_Input data_:
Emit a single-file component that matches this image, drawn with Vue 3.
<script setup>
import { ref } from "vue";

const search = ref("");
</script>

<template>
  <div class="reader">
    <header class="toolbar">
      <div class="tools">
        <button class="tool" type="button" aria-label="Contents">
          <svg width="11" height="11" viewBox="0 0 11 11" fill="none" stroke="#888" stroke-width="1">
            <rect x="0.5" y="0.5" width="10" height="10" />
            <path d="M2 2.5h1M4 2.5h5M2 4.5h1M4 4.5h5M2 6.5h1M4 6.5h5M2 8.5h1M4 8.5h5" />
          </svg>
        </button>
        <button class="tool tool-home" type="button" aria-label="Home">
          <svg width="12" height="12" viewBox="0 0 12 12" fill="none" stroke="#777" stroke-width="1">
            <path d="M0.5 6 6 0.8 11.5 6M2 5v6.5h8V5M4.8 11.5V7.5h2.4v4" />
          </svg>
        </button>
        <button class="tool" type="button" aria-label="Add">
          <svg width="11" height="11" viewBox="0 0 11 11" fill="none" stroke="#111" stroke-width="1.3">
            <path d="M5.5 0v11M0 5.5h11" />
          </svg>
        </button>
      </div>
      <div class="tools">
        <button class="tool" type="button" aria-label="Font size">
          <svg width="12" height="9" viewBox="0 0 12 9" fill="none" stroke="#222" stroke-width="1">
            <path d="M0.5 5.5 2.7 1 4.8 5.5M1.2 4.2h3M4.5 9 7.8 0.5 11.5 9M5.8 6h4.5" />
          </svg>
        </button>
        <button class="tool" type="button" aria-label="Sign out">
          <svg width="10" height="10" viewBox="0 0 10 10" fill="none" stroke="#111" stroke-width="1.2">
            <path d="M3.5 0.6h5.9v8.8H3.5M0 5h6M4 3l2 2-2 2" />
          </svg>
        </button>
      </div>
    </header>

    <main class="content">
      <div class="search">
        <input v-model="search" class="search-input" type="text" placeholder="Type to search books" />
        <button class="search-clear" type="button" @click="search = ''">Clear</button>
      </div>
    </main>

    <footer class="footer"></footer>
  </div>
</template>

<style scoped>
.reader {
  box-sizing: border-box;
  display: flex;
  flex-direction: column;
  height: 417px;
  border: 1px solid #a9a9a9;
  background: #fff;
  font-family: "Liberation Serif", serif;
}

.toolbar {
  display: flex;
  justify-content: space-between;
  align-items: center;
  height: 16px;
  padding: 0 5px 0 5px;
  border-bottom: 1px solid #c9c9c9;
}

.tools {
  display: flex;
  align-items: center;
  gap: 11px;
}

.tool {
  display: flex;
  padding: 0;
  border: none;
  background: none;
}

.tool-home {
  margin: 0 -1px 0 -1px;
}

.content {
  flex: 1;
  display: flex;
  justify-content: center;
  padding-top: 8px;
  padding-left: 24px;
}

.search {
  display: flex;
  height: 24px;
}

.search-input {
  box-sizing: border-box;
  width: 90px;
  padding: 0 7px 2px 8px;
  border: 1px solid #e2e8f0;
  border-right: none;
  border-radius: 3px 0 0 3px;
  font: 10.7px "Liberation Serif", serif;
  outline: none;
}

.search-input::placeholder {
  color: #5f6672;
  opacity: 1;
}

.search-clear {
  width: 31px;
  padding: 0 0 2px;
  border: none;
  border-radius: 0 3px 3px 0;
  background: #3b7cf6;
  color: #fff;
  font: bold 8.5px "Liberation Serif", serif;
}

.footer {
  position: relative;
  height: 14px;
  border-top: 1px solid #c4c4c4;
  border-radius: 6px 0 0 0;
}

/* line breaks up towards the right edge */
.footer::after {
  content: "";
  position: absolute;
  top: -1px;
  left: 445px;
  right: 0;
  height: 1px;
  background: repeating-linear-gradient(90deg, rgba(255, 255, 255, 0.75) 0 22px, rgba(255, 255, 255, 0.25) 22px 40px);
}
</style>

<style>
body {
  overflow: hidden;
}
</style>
--
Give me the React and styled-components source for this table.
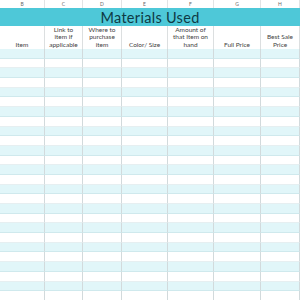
--
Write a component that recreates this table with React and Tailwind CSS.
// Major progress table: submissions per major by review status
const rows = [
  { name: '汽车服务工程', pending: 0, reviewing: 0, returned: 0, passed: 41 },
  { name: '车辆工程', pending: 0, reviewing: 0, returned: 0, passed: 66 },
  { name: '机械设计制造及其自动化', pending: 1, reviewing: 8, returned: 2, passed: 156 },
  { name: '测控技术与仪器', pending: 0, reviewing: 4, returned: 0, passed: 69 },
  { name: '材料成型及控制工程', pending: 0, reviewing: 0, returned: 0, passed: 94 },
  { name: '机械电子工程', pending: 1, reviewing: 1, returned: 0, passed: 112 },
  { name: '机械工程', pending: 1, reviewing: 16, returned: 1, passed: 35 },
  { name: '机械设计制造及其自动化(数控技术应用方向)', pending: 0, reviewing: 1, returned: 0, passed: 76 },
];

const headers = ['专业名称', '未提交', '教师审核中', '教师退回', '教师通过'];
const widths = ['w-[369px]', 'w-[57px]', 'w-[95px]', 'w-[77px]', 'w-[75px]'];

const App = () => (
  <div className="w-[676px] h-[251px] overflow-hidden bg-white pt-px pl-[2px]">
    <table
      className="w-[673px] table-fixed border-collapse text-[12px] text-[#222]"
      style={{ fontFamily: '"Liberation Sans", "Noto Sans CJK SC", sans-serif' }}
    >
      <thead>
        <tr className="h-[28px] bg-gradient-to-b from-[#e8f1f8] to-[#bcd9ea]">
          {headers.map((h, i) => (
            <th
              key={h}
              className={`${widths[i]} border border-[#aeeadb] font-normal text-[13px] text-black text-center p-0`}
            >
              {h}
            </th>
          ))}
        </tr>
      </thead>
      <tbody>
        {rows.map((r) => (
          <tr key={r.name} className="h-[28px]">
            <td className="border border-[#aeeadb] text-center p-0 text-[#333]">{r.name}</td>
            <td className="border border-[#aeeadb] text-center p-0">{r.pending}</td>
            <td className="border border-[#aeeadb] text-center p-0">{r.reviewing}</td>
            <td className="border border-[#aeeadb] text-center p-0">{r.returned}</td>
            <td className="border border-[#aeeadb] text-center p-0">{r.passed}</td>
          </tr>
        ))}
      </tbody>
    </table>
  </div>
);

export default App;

_What is asked_: Give back, exactly as written, each line from the one that contains "Write a component" through the one that contains "['w-[369px]', 'w-[57px]', 'w-[95px]', 'w-[77px]', 'w-[75px]'];".

_Result of this task_:
Write a component that recreates this table with React and Tailwind CSS.
// Major progress table: submissions per major by review status
const rows = [
  { name: '汽车服务工程', pending: 0, reviewing: 0, returned: 0, passed: 41 },
  { name: '车辆工程', pending: 0, reviewing: 0, returned: 0, passed: 66 },
  { name: '机械设计制造及其自动化', pending: 1, reviewing: 8, returned: 2, passed: 156 },
  { name: '测控技术与仪器', pending: 0, reviewing: 4, returned: 0, passed: 69 },
  { name: '材料成型及控制工程', pending: 0, reviewing: 0, returned: 0, passed: 94 },
  { name: '机械电子工程', pending: 1, reviewing: 1, returned: 0, passed: 112 },
  { name: '机械工程', pending: 1, reviewing: 16, returned: 1, passed: 35 },
  { name: '机械设计制造及其自动化(数控技术应用方向)', pending: 0, reviewing: 1, returned: 0, passed: 76 },
];

const headers = ['专业名称', '未提交', '教师审核中', '教师退回', '教师通过'];
const widths = ['w-[369px]', 'w-[57px]', 'w-[95px]', 'w-[77px]', 'w-[75px]'];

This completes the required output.